The ECB has danced around this issue by repurchasing risky sovereign debt, buying it outright in the open market, supporting these prices through intervention, and trying to unwind again. The ECB is ultimately backed by the euro area’s taxpayers, who either get more inflation or a depreciation of their currency, if things turn south.
In addition, the central bank’s actions have had the unintended effect of encouraging private banks to hold the risky assets, rather than discouraging them from doing so. This makes sense: These bonds get higher returns, are still usable as collateral with the ECB, and are implicitly guaranteed by government bailouts if things go wrong. The real loser is the taxpayer.
The mutual-fund construction removes much of this moral hazard. It can buy a sizeable fraction of the risky debt, taking it off the books of the ECB and the commercial banks. Yes, it may still need to buy German, Dutch and Finnish bonds on the market, but the banks, in turn, would buy these certificates. And, importantly, the ECB uses the mutual-fund certificates or their ESB-safe versions for its repo- and open-market transactions, while gradually phasing out its support of individual risky sovereign debt.
Who can create these certificates? A savvy market participant could probably pull this off in a few days. But it would be better to have a public institution do it instead. Competition among several such funds may even be better, with the ECB deciding which ones to accept and which ones to phase out.

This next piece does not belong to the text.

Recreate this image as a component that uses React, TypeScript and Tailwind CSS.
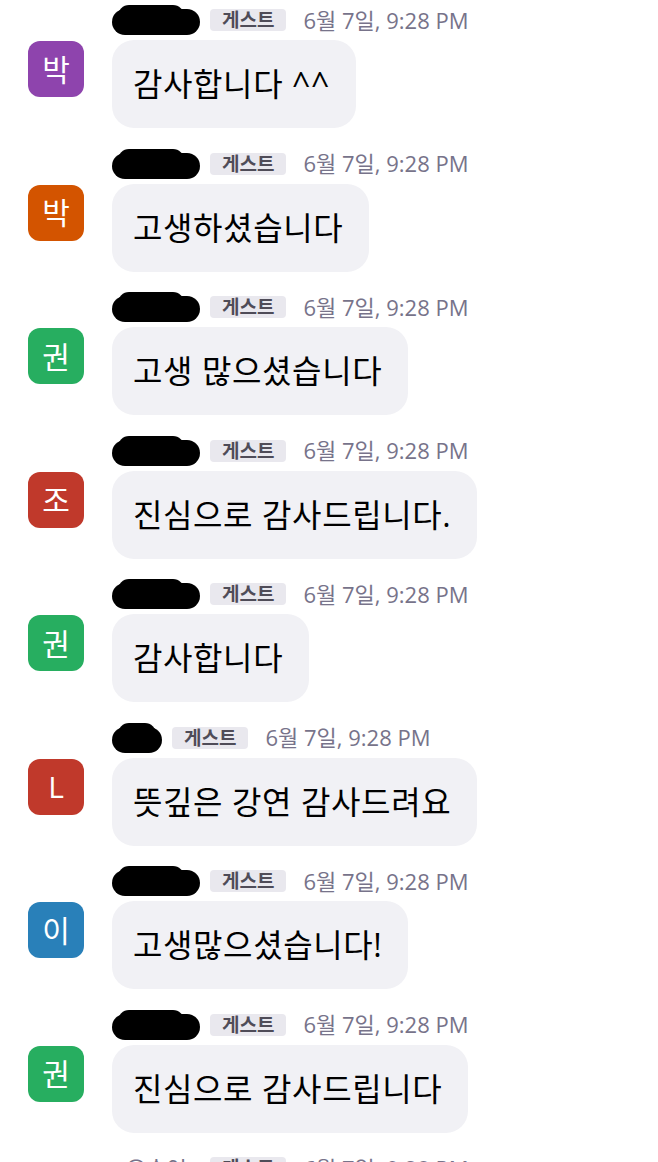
import React from "react";

type Msg = {
  initial: string;
  color: string;
  text: string;
  blobW: number;
};

const msgs: Msg[] = [
  { initial: "박", color: "bg-[#8e44ad]", text: "감사합니다 ^^", blobW: 88 },
  { initial: "박", color: "bg-[#d35400]", text: "고생하셨습니다", blobW: 88 },
  { initial: "권", color: "bg-[#27ae60]", text: "고생 많으셨습니다", blobW: 88 },
  { initial: "조", color: "bg-[#c0392b]", text: "진심으로 감사드립니다.", blobW: 88 },
  { initial: "권", color: "bg-[#27ae60]", text: "감사합니다", blobW: 88 },
  { initial: "L", color: "bg-[#c0392b]", text: "뜻깊은 강연 감사드려요", blobW: 50 },
  { initial: "이", color: "bg-[#2980b9]", text: "고생많으셨습니다!", blobW: 88 },
  { initial: "권", color: "bg-[#27ae60]", text: "진심으로 감사드립니다", blobW: 88 },
];

const font = { fontFamily: '"Open Sans", "Noto Sans CJK KR", sans-serif' };

function Header({ blobW, name }: { blobW: number; name?: string }) {
  return (
    <div className="flex items-center h-10 pl-[112px]">
      {name ? (
        <span className="w-[88px] mr-[10px] pl-[14px] text-[22px] text-[#77738a]">{name}</span>
      ) : (
        <div className="relative mr-[10px] h-[30px]" style={{ width: blobW }}>
          <div className="absolute left-0 top-[4px] h-[26px] w-full rounded-full bg-black" />
          <div className="absolute left-[6px] top-0 h-[22px] w-[75%] rounded-full bg-black" />
        </div>
      )}
      <span className="rounded-[4px] bg-[#e9e8ee] px-[12px] h-[22px] leading-[22px] text-[19px] font-bold text-[#4f4c58]">
        게스트
      </span>
      <span className="ml-[17px] text-[22px] text-[#77738a]">6월 7일, 9:28 PM</span>
    </div>
  );
}

export default function App() {
  return (
    <div className="h-[1162px] overflow-hidden bg-white" style={font}>
      {msgs.map((m, i) => (
        <div key={i} className="mb-[15.5px]">
          <Header blobW={m.blobW} />
          <div className="flex items-start">
            <div
              className={`ml-[28px] mt-[1px] flex h-[56px] w-[56px] items-center justify-center rounded-[12px] text-[30px] text-white ${m.color}`}
            >
              {m.initial}
            </div>
            <div className="ml-[28px] flex h-[88px] items-center rounded-[22px] bg-[#f1f1f5] pl-[21px] pr-[26px] text-[32px] tracking-[0.6px] text-black">
              {m.text}
            </div>
          </div>
        </div>
      ))}
      <Header blobW={0} name="우승연" />
    </div>
  );
}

In any case, this can be done quickly, if decision makers in government and the financial-market institutions can be persuaded to act.
This isn’t a glamorous, magic solution. Nor is it a sexy proposal for politicians to sell in speeches. This is a simple step forward that wouldn’t cost much, but is easy and effective. Most of all, it is what the euro area needs right now.
(Harald Uhlig is chairman of the economics department at the University of Chicago and a contributor to Business Class. The opinions expressed are his own.)